** START Exercise material **

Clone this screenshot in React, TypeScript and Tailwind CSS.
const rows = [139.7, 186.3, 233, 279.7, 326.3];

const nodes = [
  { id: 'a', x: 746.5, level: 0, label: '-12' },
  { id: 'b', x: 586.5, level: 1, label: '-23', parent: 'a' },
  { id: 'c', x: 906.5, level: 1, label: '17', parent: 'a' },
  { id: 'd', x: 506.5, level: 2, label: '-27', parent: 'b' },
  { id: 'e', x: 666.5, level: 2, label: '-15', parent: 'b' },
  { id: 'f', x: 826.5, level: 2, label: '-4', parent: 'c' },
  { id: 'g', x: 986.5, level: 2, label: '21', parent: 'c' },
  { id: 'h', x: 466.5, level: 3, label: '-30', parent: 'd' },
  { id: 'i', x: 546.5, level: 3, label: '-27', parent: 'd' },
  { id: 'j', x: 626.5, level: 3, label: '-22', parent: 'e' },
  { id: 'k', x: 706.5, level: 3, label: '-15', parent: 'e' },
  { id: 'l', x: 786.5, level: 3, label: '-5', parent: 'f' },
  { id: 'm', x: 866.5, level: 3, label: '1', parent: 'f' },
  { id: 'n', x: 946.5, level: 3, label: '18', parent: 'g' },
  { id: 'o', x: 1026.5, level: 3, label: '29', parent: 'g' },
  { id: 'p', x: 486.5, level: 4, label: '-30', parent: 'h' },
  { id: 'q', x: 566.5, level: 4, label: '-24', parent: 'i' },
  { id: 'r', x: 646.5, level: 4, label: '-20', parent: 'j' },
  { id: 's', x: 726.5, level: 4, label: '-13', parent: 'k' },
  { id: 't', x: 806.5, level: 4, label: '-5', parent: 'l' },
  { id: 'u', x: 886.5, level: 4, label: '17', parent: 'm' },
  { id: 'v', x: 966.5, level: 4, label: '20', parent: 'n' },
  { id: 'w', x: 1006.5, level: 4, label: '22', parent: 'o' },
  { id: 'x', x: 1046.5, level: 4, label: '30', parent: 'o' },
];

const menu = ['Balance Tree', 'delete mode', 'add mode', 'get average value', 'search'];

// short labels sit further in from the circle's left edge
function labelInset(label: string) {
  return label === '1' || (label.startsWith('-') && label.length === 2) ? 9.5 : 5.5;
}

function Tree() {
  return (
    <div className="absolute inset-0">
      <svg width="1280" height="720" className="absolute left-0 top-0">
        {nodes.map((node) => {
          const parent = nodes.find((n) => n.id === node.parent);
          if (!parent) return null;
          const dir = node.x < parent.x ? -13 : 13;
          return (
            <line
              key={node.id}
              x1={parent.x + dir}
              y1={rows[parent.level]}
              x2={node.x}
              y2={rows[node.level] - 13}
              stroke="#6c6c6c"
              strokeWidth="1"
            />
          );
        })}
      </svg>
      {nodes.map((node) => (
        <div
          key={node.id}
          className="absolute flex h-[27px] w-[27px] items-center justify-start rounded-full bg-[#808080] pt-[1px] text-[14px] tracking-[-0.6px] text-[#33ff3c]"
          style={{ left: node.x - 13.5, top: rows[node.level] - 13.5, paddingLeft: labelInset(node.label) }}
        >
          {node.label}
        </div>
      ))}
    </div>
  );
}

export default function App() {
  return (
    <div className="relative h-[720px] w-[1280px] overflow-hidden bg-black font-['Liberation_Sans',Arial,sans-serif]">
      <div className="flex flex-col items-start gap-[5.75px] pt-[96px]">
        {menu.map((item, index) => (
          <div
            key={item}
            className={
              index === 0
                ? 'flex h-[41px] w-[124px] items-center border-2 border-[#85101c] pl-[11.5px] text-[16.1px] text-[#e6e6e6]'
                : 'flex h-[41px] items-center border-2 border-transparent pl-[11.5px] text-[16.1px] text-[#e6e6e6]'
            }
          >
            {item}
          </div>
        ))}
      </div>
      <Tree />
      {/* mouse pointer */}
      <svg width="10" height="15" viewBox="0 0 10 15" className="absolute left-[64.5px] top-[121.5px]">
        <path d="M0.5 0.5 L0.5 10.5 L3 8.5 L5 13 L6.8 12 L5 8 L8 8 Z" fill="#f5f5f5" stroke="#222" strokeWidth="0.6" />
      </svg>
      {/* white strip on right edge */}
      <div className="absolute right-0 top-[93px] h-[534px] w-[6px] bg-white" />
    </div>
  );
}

** END Exercise material **
** START Exercise material **

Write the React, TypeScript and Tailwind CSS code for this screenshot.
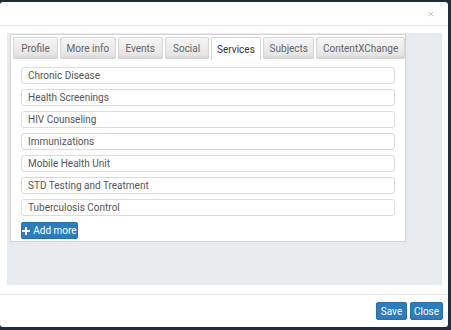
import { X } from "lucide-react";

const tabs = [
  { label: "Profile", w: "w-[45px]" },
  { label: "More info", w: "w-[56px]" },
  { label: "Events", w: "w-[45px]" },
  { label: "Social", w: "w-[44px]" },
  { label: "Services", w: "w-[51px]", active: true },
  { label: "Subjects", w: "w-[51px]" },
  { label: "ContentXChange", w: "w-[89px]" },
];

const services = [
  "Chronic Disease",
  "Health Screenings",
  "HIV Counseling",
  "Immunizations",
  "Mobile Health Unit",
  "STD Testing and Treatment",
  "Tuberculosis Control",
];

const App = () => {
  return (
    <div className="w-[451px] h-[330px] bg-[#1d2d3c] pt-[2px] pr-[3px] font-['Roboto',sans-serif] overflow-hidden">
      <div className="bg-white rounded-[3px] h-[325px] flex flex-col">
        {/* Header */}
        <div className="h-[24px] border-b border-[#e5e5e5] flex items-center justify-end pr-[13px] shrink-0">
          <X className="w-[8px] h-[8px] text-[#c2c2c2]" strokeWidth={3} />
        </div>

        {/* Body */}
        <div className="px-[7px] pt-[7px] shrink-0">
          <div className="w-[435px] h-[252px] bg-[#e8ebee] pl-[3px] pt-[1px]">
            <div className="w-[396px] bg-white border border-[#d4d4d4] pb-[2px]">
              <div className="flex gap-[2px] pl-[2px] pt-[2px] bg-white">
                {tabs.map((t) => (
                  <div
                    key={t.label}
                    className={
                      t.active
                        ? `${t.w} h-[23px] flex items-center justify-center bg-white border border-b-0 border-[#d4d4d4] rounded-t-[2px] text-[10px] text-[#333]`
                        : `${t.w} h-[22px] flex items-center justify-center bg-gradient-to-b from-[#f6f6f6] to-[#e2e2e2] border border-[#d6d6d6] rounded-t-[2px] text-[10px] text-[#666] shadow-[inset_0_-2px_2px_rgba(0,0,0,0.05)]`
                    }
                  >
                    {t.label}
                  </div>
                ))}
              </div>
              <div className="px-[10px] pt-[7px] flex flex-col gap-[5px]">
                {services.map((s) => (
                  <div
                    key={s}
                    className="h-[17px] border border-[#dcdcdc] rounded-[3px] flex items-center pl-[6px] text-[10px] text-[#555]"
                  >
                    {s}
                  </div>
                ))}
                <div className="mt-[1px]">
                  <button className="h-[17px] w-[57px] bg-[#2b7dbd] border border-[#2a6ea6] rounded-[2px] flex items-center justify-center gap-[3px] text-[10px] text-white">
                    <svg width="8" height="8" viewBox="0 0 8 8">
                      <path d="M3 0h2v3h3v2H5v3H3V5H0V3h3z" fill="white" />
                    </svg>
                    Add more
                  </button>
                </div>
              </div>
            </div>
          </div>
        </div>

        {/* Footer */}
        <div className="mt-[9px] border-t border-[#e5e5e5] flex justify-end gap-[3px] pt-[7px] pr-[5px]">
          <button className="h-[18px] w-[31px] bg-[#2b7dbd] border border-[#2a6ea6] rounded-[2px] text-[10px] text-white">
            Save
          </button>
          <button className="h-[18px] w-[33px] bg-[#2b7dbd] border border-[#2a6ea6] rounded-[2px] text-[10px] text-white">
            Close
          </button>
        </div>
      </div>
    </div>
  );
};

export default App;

** END Exercise material **
** START Exercise material **

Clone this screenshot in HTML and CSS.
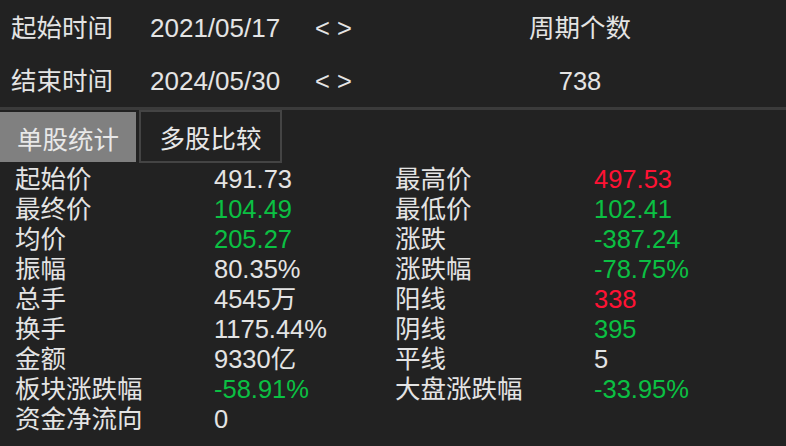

** END Exercise material **

Directions for this task →
Repeat exactly the lines from the one containing "Clone this screenshot in React, TypeScript" through the one containing "const rows = [139.7, 186.3, 233, 279.7, 326.3];", both included, and nothing else.

Result of this exercise →
Clone this screenshot in React, TypeScript and Tailwind CSS.
const rows = [139.7, 186.3, 233, 279.7, 326.3];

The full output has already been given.